• Work to do:
For this exercise, copy out each line of the material below that includes "screenshot".

Interface markup and scripts
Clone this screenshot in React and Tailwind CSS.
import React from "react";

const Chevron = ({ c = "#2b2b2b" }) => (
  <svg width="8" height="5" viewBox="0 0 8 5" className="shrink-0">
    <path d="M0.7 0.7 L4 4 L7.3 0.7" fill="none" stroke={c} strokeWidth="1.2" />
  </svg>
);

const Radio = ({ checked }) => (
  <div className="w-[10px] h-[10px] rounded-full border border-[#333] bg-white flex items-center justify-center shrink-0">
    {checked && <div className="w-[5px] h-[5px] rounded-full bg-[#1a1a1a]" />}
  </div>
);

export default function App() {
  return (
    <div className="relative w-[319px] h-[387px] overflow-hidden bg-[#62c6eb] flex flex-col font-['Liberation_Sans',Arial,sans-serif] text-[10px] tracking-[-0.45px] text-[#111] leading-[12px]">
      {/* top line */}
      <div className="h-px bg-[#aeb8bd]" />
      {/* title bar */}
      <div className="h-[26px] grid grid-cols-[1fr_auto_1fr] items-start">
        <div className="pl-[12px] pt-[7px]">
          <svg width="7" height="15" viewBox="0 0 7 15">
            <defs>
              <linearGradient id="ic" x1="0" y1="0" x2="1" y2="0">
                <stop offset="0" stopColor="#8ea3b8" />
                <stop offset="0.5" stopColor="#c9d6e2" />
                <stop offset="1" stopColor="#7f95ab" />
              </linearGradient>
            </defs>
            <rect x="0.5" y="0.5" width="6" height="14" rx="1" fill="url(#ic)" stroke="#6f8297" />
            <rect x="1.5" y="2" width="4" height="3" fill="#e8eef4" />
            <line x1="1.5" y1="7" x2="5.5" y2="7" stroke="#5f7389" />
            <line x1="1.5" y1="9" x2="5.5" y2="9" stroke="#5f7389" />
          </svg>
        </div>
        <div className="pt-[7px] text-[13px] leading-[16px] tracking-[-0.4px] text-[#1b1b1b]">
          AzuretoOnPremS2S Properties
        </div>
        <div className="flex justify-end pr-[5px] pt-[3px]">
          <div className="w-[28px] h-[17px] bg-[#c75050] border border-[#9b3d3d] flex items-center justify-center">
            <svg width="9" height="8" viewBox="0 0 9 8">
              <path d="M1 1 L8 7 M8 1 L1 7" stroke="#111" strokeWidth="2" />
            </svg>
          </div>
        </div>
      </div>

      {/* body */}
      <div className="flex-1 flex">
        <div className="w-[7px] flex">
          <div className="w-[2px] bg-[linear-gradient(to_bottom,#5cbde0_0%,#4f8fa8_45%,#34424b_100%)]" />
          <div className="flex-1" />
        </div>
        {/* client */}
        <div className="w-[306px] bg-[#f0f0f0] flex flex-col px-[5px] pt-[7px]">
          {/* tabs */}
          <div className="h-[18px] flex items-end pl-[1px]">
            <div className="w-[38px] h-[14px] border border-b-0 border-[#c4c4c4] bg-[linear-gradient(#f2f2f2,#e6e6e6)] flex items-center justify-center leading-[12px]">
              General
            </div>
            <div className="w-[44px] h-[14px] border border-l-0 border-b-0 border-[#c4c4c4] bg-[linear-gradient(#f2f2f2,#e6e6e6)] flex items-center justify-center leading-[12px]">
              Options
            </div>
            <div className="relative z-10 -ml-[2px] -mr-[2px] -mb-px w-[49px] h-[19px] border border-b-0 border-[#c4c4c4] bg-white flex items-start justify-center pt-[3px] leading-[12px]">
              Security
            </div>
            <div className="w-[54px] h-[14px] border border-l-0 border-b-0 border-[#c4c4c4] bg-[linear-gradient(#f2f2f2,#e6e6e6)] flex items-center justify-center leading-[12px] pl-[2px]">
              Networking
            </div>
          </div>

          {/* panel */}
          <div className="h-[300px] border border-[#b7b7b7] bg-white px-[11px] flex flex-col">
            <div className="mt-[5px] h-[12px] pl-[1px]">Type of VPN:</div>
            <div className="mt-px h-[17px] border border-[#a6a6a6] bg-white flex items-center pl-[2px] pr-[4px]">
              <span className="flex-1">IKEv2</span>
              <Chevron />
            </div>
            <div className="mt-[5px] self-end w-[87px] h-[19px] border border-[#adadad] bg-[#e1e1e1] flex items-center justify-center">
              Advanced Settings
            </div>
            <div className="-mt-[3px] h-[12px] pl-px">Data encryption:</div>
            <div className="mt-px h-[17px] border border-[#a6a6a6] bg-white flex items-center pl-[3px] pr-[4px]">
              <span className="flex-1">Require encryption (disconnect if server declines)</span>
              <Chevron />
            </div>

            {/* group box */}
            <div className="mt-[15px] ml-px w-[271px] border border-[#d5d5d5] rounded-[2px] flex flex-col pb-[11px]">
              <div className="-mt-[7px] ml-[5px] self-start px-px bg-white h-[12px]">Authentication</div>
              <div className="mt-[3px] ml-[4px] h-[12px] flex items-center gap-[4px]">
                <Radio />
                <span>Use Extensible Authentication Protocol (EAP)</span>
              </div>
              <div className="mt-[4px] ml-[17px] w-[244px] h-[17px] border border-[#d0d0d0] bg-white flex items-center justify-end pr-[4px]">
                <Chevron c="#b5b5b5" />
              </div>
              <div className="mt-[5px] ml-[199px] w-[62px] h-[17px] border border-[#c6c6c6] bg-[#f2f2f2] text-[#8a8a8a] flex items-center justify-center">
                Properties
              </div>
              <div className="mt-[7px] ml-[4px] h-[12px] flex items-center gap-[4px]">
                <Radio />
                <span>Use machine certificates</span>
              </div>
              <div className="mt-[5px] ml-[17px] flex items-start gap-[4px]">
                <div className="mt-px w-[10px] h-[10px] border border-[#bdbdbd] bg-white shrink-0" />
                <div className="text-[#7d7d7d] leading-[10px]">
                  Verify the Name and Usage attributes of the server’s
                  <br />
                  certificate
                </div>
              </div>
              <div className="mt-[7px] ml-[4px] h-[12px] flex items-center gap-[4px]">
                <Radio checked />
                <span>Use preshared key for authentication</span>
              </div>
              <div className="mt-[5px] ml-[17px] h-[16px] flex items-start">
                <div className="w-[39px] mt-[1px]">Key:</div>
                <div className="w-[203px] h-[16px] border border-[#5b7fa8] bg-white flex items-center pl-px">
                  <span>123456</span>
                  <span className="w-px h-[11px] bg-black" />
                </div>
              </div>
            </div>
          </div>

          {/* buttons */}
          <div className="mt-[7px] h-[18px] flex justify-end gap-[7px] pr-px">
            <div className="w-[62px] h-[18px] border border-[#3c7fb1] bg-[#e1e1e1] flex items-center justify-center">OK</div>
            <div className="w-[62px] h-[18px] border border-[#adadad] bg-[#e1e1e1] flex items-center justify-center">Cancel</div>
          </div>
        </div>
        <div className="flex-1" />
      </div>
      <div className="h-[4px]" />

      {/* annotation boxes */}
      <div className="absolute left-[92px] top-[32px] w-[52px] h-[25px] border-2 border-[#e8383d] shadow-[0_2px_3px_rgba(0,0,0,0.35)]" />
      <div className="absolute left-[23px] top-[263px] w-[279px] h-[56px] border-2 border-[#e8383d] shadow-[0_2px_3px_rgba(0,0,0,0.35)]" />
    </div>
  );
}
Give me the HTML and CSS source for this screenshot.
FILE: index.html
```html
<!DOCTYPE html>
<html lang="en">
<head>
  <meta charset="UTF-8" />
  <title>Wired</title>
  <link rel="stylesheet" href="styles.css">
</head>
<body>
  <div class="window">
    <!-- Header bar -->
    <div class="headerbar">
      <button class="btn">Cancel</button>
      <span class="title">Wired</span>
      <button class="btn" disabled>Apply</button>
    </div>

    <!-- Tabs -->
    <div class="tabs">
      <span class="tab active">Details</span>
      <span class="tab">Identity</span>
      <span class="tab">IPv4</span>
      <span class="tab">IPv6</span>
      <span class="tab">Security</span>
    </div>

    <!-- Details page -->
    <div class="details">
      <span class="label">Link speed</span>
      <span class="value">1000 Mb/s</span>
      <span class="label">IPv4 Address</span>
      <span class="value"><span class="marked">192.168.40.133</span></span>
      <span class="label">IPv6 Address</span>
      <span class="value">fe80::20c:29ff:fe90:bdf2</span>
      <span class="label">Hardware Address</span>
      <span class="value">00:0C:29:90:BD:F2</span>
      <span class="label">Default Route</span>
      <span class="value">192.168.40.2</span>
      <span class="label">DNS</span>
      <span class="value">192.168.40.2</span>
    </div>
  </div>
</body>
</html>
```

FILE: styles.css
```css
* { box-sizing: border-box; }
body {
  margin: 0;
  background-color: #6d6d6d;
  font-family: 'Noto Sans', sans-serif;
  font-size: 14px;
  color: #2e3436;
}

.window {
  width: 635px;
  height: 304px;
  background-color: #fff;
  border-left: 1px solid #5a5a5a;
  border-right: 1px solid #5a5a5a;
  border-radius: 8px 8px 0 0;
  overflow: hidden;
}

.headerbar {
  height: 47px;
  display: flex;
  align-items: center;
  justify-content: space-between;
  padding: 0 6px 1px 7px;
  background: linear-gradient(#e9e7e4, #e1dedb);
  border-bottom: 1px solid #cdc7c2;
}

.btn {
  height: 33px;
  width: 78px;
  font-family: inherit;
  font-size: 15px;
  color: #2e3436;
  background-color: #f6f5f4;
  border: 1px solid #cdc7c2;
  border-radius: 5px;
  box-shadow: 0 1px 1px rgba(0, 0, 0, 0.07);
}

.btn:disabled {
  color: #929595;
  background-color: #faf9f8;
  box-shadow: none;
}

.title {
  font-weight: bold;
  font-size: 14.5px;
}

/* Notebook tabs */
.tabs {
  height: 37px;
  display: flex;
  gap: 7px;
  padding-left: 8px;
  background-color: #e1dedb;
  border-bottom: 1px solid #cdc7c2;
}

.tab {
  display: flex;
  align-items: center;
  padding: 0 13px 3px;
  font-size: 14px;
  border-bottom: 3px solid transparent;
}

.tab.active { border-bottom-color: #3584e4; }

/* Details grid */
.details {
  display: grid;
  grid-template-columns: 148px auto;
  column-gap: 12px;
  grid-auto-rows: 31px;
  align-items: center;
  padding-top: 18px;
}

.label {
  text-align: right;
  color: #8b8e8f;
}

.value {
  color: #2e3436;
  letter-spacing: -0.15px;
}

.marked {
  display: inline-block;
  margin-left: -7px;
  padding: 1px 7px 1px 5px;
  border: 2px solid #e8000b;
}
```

• Result:
Clone this screenshot in React and Tailwind CSS.
Give me the HTML and CSS source for this screenshot.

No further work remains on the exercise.